## START INFORMATION SUPPLIED

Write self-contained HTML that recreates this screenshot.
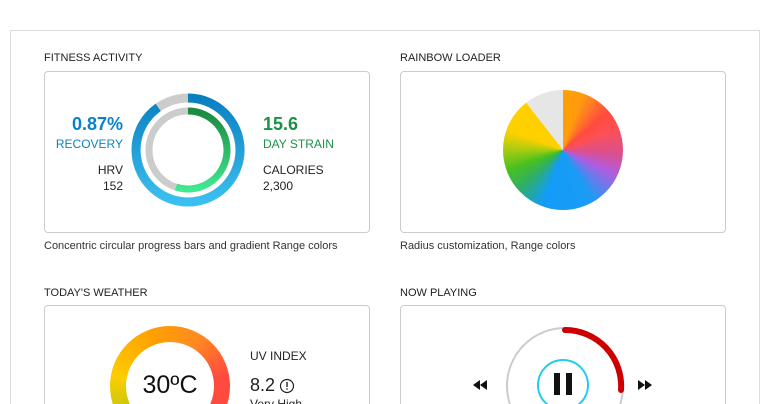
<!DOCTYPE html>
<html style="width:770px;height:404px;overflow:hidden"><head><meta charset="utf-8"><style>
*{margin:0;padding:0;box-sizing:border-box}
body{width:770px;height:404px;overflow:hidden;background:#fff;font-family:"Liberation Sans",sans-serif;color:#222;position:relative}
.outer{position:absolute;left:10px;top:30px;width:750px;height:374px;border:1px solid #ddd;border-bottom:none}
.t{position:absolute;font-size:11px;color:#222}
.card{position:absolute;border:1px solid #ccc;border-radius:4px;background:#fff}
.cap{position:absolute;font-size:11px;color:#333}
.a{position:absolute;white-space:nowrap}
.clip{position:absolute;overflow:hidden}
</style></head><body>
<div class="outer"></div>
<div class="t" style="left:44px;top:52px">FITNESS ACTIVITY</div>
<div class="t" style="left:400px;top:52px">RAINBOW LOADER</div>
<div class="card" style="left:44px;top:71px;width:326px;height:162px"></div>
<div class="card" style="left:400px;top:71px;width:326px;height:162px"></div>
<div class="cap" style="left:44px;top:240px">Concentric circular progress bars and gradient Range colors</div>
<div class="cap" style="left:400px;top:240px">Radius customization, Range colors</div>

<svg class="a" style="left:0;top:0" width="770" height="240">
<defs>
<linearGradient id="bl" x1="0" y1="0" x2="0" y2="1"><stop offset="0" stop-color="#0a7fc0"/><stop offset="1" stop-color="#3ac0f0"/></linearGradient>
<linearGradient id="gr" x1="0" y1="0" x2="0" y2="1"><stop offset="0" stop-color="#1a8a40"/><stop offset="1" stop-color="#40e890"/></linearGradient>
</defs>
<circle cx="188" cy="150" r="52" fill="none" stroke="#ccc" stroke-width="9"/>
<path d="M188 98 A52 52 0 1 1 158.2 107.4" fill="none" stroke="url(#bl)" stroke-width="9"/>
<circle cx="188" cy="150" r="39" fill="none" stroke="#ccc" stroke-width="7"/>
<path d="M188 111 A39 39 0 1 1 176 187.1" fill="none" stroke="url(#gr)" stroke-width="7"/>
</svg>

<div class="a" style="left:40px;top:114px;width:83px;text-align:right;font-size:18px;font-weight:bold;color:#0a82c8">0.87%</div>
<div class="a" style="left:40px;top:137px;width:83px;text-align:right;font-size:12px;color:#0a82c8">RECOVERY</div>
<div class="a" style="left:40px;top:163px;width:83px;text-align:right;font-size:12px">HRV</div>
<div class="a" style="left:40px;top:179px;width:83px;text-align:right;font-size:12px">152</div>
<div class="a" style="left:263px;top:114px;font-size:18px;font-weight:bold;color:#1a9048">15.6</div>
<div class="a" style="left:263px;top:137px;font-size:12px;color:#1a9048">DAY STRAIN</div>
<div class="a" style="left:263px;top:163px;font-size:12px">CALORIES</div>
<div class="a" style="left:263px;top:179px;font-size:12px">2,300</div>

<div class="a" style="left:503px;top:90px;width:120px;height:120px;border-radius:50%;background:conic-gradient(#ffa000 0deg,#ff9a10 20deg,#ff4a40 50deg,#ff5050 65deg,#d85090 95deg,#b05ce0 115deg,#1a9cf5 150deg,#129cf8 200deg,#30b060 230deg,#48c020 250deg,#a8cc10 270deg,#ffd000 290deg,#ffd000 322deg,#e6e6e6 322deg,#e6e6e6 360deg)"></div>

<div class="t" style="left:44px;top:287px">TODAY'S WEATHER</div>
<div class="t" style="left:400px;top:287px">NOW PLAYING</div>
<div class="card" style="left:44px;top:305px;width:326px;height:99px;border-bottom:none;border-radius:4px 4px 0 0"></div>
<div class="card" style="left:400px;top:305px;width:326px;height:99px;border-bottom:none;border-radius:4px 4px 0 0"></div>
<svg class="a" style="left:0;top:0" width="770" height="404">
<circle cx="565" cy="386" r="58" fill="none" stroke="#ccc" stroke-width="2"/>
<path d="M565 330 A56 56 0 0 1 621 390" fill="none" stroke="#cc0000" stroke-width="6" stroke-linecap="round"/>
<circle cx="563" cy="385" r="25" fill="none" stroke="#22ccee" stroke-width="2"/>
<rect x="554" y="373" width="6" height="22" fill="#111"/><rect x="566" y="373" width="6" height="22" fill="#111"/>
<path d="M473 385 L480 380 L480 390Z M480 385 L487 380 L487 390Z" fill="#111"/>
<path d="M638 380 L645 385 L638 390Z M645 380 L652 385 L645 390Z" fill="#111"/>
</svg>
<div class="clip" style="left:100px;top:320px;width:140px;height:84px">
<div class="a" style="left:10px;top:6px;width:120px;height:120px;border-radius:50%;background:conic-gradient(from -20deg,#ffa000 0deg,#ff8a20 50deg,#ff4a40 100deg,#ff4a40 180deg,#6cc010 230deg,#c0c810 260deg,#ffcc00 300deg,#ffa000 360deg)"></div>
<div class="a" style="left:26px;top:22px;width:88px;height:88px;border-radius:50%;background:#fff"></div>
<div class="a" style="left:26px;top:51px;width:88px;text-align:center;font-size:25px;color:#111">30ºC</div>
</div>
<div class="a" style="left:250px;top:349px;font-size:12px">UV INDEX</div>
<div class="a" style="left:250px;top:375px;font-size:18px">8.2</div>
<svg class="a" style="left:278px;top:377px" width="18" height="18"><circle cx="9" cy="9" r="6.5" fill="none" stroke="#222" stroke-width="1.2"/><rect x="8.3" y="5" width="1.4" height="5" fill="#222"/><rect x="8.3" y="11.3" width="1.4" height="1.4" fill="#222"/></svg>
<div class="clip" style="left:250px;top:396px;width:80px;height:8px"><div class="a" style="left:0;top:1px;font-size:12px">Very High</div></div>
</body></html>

## END INFORMATION SUPPLIED

> **WHAT IS REQUIRED**
Look at the listing and set down only the lines from its start through the line with "customization, Range colors</div>", word for word and without pictures.

> **WRITTEN RESPONSE**
Write self-contained HTML that recreates this screenshot.
<!DOCTYPE html>
<html style="width:770px;height:404px;overflow:hidden"><head><meta charset="utf-8"><style>
*{margin:0;padding:0;box-sizing:border-box}
body{width:770px;height:404px;overflow:hidden;background:#fff;font-family:"Liberation Sans",sans-serif;color:#222;position:relative}
.outer{position:absolute;left:10px;top:30px;width:750px;height:374px;border:1px solid #ddd;border-bottom:none}
.t{position:absolute;font-size:11px;color:#222}
.card{position:absolute;border:1px solid #ccc;border-radius:4px;background:#fff}
.cap{position:absolute;font-size:11px;color:#333}
.a{position:absolute;white-space:nowrap}
.clip{position:absolute;overflow:hidden}
</style></head><body>
<div class="outer"></div>
<div class="t" style="left:44px;top:52px">FITNESS ACTIVITY</div>
<div class="t" style="left:400px;top:52px">RAINBOW LOADER</div>
<div class="card" style="left:44px;top:71px;width:326px;height:162px"></div>
<div class="card" style="left:400px;top:71px;width:326px;height:162px"></div>
<div class="cap" style="left:44px;top:240px">Concentric circular progress bars and gradient Range colors</div>
<div class="cap" style="left:400px;top:240px">Radius customization, Range colors</div>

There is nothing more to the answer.